The Search Engine Journal framework recommends including primary business KPIs alongside secondary channel metrics. This hierarchy matters. When everyone knows that demo requests trump click-through rates, prioritization becomes obvious.
Map the Search Behavior, Not Just the Keywords
Here's where most briefs fall apart. They list target keywords without understanding the intent behind them. Is someone searching "warehouse automation ROI" looking for a calculator, a case study, or a vendor comparison? The answer determines whether SEO, PPC, or both should address it, and what content format makes sense.

Unified search behavior mapping means your SEO team isn't creating a blog post for a query that PPC is already winning with a landing page. It means your content team knows exactly what assets each channel needs and why.
Define Channel Roles Explicitly
Not every query deserves both organic and paid investment. Some queries are pure brand defense (you should own them organically; paying is wasteful). Some are competitive battlegrounds where paid presence is non-negotiable. Some are informational, where organic content builds authority that eventually supports paid conversion campaigns.

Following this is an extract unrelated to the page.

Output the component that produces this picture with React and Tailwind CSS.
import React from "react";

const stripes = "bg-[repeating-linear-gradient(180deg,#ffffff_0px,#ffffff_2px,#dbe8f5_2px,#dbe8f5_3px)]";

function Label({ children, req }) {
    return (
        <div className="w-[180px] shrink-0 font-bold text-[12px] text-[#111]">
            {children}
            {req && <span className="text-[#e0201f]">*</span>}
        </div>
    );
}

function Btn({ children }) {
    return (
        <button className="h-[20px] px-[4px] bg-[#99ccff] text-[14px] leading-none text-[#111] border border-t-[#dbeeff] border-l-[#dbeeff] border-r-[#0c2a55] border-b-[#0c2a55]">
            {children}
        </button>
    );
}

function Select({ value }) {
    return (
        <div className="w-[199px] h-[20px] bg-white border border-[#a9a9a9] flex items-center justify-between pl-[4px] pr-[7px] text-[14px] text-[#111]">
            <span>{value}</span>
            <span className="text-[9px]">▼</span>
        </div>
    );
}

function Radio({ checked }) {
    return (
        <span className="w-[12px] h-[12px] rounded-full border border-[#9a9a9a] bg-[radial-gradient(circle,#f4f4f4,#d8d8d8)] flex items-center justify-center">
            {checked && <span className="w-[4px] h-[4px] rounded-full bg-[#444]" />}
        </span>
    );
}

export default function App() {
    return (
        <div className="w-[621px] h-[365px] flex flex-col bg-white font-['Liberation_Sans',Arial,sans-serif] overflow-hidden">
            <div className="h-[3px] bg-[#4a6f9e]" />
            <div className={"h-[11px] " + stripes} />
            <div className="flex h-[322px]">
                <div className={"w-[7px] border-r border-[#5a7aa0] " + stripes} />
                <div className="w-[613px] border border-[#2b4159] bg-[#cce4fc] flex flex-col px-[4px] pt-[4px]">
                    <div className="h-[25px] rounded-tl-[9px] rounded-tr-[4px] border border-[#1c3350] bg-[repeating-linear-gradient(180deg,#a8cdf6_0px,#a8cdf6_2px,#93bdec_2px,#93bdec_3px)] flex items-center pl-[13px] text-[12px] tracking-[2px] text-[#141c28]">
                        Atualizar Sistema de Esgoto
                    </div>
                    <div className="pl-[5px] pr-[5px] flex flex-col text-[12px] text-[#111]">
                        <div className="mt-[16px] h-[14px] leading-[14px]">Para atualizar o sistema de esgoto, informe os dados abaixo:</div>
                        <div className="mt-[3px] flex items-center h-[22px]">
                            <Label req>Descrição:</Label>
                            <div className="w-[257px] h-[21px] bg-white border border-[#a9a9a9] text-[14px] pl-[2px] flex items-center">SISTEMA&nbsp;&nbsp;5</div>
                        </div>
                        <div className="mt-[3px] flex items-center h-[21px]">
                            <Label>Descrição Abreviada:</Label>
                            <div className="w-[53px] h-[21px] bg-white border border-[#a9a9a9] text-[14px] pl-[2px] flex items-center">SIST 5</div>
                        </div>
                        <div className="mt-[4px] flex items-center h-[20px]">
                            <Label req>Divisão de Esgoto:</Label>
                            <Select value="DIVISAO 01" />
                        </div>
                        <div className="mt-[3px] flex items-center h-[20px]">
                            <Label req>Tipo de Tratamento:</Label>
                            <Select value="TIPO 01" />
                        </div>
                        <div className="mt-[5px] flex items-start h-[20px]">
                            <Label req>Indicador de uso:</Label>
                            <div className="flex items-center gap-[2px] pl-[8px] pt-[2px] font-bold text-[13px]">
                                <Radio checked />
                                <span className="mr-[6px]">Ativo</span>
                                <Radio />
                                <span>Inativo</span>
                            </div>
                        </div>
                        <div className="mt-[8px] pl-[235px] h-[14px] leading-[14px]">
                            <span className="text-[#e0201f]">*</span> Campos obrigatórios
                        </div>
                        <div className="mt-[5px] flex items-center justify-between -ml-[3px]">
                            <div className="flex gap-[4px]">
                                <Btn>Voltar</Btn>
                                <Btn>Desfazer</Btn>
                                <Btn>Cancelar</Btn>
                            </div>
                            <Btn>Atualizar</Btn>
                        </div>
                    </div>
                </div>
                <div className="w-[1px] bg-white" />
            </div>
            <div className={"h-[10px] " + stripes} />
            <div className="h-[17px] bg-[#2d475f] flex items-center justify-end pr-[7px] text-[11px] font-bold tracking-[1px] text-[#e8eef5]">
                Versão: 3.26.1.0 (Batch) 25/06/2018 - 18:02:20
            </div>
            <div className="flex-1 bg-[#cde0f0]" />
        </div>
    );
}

The brief should specify which channel leads for each query cluster and what the supporting channel's role is. This prevents the classic scenario where SEO and PPC teams both claim credit for the same conversion while neither can explain why cost-per-acquisition keeps climbing.
The AI Search Wrinkle
A recent Yext deep dive on AI search visibility
highlighted something that should keep every CMO up at night: most searches now result in an AI-generated answer, not a click. Users get what they need without ever visiting your site.This doesn't mean SEO is dead. It means the metrics have shifted. Impressions, visibility, and brand mentions in AI-generated responses matter more than raw click counts. Neil Patel recently noted that when AI recommends your brand, users often Google you directly afterward, creating branded organic traffic with no traceable attribution back to the AI source.
An integrated brief needs to account for this. Your measurement plan can't just track clicks and conversions. It needs to monitor branded search volume trends, AI Overview appearances, and citation frequency across answer engines. These are leading indicators that your unified strategy is working, even when the traditional funnel metrics look flat.
Making It Stick
The hardest part of an integrated brief isn't writing it. It's getting three teams with different incentives to actually use it.
A few things that help:
- Assign a single owner. Not three co-owners. One person who's accountable for the brief's outcomes and has authority to resolve conflicts.

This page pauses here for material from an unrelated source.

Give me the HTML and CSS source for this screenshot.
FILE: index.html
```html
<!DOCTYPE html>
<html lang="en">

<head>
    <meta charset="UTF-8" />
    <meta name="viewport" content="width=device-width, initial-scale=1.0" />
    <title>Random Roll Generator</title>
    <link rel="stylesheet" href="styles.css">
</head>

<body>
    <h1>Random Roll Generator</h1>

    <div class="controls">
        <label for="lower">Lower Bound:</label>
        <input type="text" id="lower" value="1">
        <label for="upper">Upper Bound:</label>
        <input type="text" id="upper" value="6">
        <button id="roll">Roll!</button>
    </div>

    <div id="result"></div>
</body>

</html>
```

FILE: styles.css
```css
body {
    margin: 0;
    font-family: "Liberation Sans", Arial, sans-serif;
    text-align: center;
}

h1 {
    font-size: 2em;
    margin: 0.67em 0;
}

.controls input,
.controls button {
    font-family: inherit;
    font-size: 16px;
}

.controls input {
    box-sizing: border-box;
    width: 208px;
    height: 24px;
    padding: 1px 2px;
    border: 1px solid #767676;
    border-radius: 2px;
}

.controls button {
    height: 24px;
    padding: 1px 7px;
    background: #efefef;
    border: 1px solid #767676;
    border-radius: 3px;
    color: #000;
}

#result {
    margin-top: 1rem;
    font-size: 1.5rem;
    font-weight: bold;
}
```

- Build the brief into your planning cadence. If it's a one-time document that lives in a forgotten Google Drive folder, it's worthless. Review it monthly. Update it quarterly.
- Tie compensation to shared metrics. Nothing aligns teams faster than a bonus structure that rewards collective outcomes over channel-specific vanity numbers.
The integrated search brief isn't a revolutionary concept. It's just disciplined coordination, which is somehow the hardest thing for marketing organizations to achieve. But in an AI search environment where visibility is fragmented, attention is scarce, and the line between paid and organic is blurring by the month, coordination isn't optional anymore.
Your SEO, PPC, and content teams can keep operating as friendly strangers who occasionally wave at each other in the hallway. Or they can start working from the same document, toward the same goals, with the same understanding of what success looks like.
The search engines have already integrated. The question is whether your team will catch up.